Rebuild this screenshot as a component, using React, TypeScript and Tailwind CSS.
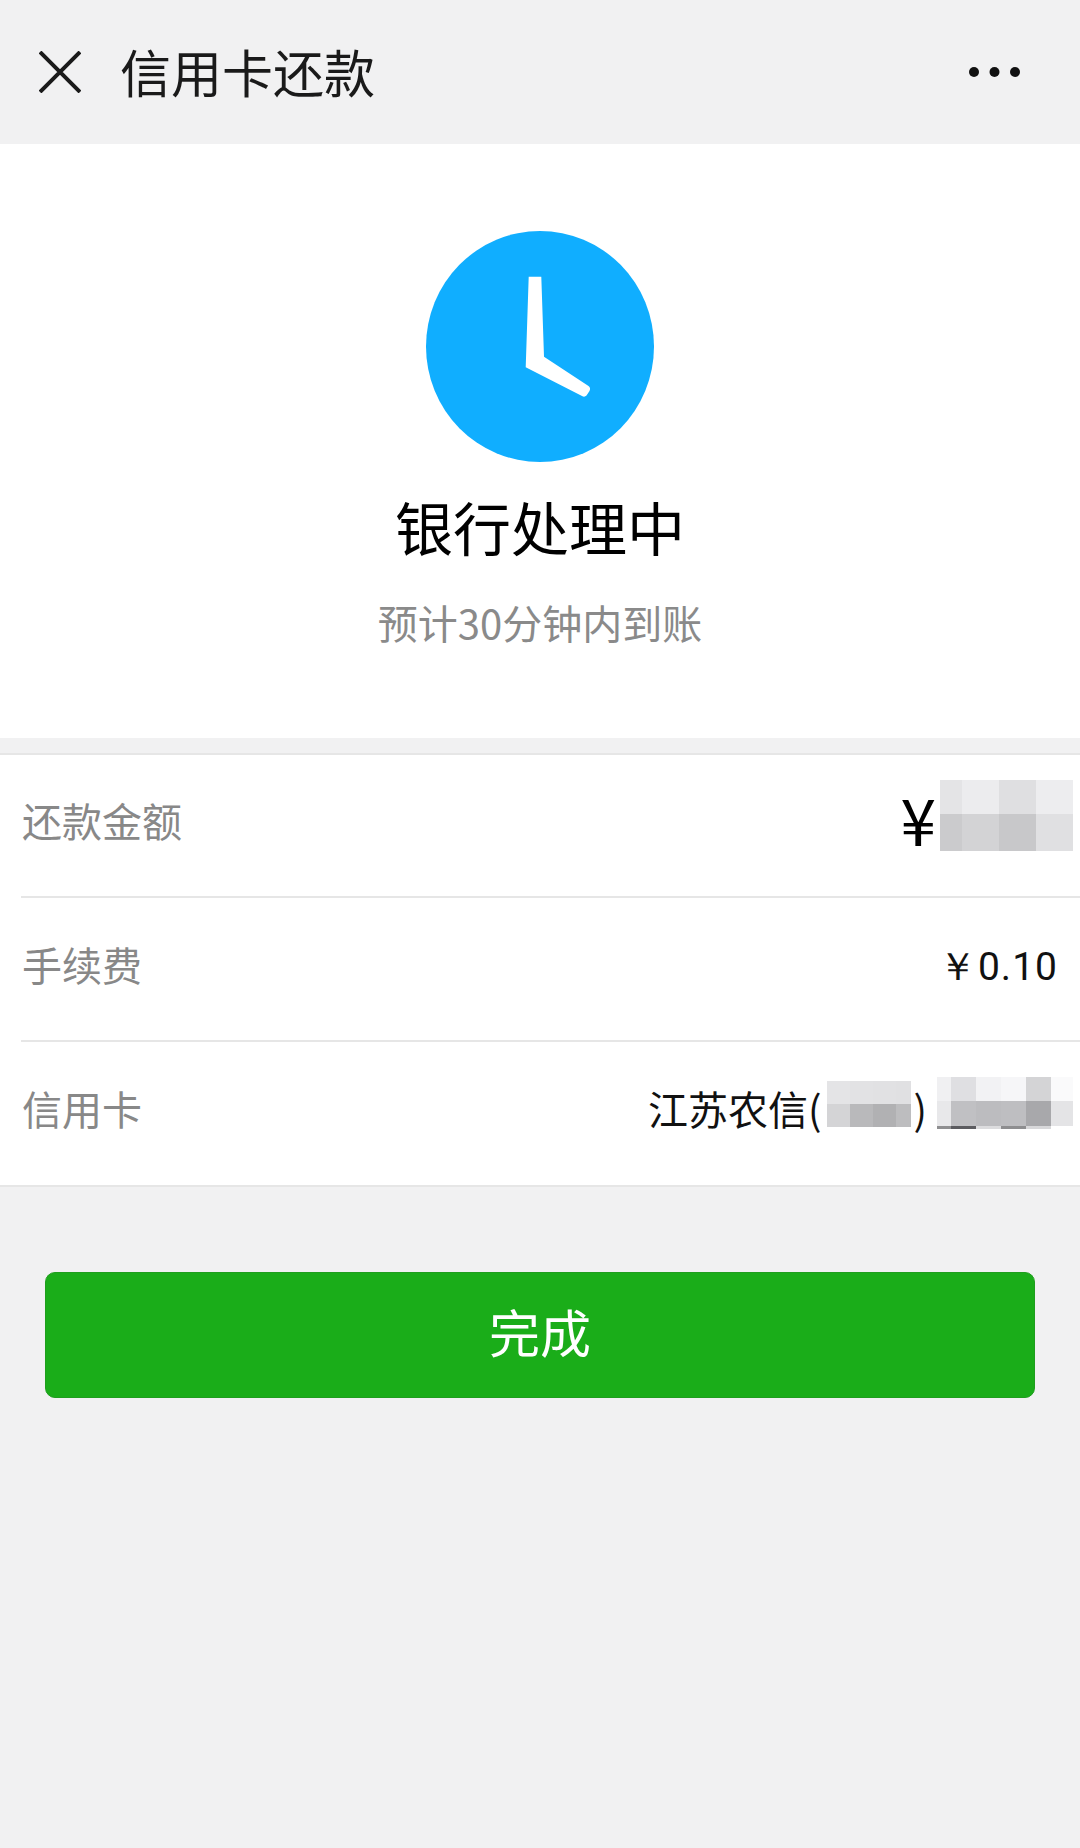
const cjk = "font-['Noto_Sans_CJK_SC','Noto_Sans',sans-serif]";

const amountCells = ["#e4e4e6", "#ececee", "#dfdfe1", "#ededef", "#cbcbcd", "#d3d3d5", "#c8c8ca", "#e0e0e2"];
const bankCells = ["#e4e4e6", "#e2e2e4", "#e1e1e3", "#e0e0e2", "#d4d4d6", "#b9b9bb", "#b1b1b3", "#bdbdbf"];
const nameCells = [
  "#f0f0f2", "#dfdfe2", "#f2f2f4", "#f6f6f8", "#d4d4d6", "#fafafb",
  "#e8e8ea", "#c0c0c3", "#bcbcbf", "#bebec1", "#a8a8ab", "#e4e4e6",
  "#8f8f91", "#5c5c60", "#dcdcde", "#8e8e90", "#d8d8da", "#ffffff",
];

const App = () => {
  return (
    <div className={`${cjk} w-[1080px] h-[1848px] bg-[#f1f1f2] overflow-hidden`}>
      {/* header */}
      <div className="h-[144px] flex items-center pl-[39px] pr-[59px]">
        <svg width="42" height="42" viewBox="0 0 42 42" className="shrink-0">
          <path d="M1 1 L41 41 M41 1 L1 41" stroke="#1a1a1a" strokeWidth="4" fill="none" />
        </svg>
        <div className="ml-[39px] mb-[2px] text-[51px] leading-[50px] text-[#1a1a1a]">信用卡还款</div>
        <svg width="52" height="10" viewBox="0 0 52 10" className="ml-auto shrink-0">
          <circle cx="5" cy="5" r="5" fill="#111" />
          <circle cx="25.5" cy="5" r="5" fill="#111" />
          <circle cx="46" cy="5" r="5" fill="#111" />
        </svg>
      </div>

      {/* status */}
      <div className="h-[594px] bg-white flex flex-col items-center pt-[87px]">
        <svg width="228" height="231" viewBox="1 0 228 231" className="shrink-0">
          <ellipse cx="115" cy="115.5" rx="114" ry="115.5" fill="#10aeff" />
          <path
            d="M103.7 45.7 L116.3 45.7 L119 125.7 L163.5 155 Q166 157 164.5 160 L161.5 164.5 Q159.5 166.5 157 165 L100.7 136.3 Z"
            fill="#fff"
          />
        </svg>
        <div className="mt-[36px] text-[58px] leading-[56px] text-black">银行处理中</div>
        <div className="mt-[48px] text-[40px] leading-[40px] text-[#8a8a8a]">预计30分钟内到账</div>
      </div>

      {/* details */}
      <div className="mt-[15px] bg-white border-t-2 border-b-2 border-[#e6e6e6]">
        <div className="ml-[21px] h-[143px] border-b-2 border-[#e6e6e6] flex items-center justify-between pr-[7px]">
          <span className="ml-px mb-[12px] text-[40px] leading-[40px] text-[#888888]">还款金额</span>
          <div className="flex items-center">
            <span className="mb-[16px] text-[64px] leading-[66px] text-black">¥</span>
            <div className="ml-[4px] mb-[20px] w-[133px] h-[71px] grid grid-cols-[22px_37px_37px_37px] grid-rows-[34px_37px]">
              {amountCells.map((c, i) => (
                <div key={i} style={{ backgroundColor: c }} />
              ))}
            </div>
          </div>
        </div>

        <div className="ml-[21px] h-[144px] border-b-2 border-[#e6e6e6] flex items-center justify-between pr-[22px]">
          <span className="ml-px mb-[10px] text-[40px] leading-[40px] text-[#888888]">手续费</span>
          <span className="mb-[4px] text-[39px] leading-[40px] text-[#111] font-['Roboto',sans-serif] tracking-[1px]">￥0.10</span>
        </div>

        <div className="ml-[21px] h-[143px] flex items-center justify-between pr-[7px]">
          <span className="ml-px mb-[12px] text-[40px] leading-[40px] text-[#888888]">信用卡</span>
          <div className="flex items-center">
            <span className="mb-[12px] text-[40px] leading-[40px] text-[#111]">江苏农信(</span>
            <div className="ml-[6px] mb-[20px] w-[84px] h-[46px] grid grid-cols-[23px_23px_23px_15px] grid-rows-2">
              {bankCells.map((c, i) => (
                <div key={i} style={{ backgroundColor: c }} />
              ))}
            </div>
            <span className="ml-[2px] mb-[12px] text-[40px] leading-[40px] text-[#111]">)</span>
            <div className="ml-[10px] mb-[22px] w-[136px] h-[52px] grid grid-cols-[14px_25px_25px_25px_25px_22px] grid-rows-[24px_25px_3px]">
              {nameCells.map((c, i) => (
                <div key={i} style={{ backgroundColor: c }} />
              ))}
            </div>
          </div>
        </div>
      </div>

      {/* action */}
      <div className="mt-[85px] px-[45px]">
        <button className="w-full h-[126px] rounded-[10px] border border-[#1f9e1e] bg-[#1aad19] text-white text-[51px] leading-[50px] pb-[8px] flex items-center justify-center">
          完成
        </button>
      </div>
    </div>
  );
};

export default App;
================
__Objective__: Exclude the images, then output the data above word for word.

__Solution__:
Rebuild this screenshot as a component, using React, TypeScript and Tailwind CSS.
const cjk = "font-['Noto_Sans_CJK_SC','Noto_Sans',sans-serif]";

const amountCells = ["#e4e4e6", "#ececee", "#dfdfe1", "#ededef", "#cbcbcd", "#d3d3d5", "#c8c8ca", "#e0e0e2"];
const bankCells = ["#e4e4e6", "#e2e2e4", "#e1e1e3", "#e0e0e2", "#d4d4d6", "#b9b9bb", "#b1b1b3", "#bdbdbf"];
const nameCells = [
  "#f0f0f2", "#dfdfe2", "#f2f2f4", "#f6f6f8", "#d4d4d6", "#fafafb",
  "#e8e8ea", "#c0c0c3", "#bcbcbf", "#bebec1", "#a8a8ab", "#e4e4e6",
  "#8f8f91", "#5c5c60", "#dcdcde", "#8e8e90", "#d8d8da", "#ffffff",
];

const App = () => {
  return (
    <div className={`${cjk} w-[1080px] h-[1848px] bg-[#f1f1f2] overflow-hidden`}>
      {/* header */}
      <div className="h-[144px] flex items-center pl-[39px] pr-[59px]">
        <svg width="42" height="42" viewBox="0 0 42 42" className="shrink-0">
          <path d="M1 1 L41 41 M41 1 L1 41" stroke="#1a1a1a" strokeWidth="4" fill="none" />
        </svg>
        <div className="ml-[39px] mb-[2px] text-[51px] leading-[50px] text-[#1a1a1a]">信用卡还款</div>
        <svg width="52" height="10" viewBox="0 0 52 10" className="ml-auto shrink-0">
          <circle cx="5" cy="5" r="5" fill="#111" />
          <circle cx="25.5" cy="5" r="5" fill="#111" />
          <circle cx="46" cy="5" r="5" fill="#111" />
        </svg>
      </div>

      {/* status */}
      <div className="h-[594px] bg-white flex flex-col items-center pt-[87px]">
        <svg width="228" height="231" viewBox="1 0 228 231" className="shrink-0">
          <ellipse cx="115" cy="115.5" rx="114" ry="115.5" fill="#10aeff" />
          <path
            d="M103.7 45.7 L116.3 45.7 L119 125.7 L163.5 155 Q166 157 164.5 160 L161.5 164.5 Q159.5 166.5 157 165 L100.7 136.3 Z"
            fill="#fff"
          />
        </svg>
        <div className="mt-[36px] text-[58px] leading-[56px] text-black">银行处理中</div>
        <div className="mt-[48px] text-[40px] leading-[40px] text-[#8a8a8a]">预计30分钟内到账</div>
      </div>

      {/* details */}
      <div className="mt-[15px] bg-white border-t-2 border-b-2 border-[#e6e6e6]">
        <div className="ml-[21px] h-[143px] border-b-2 border-[#e6e6e6] flex items-center justify-between pr-[7px]">
          <span className="ml-px mb-[12px] text-[40px] leading-[40px] text-[#888888]">还款金额</span>
          <div className="flex items-center">
            <span className="mb-[16px] text-[64px] leading-[66px] text-black">¥</span>
            <div className="ml-[4px] mb-[20px] w-[133px] h-[71px] grid grid-cols-[22px_37px_37px_37px] grid-rows-[34px_37px]">
              {amountCells.map((c, i) => (
                <div key={i} style={{ backgroundColor: c }} />
              ))}
            </div>
          </div>
        </div>

        <div className="ml-[21px] h-[144px] border-b-2 border-[#e6e6e6] flex items-center justify-between pr-[22px]">
          <span className="ml-px mb-[10px] text-[40px] leading-[40px] text-[#888888]">手续费</span>
          <span className="mb-[4px] text-[39px] leading-[40px] text-[#111] font-['Roboto',sans-serif] tracking-[1px]">￥0.10</span>
        </div>

        <div className="ml-[21px] h-[143px] flex items-center justify-between pr-[7px]">
          <span className="ml-px mb-[12px] text-[40px] leading-[40px] text-[#888888]">信用卡</span>
          <div className="flex items-center">
            <span className="mb-[12px] text-[40px] leading-[40px] text-[#111]">江苏农信(</span>
            <div className="ml-[6px] mb-[20px] w-[84px] h-[46px] grid grid-cols-[23px_23px_23px_15px] grid-rows-2">
              {bankCells.map((c, i) => (
                <div key={i} style={{ backgroundColor: c }} />
              ))}
            </div>
            <span className="ml-[2px] mb-[12px] text-[40px] leading-[40px] text-[#111]">)</span>
            <div className="ml-[10px] mb-[22px] w-[136px] h-[52px] grid grid-cols-[14px_25px_25px_25px_25px_22px] grid-rows-[24px_25px_3px]">
              {nameCells.map((c, i) => (
                <div key={i} style={{ backgroundColor: c }} />
              ))}
            </div>
          </div>
        </div>
      </div>

      {/* action */}
      <div className="mt-[85px] px-[45px]">
        <button className="w-full h-[126px] rounded-[10px] border border-[#1f9e1e] bg-[#1aad19] text-white text-[51px] leading-[50px] pb-[8px] flex items-center justify-center">
          完成
        </button>
      </div>
    </div>
  );
};

export default App;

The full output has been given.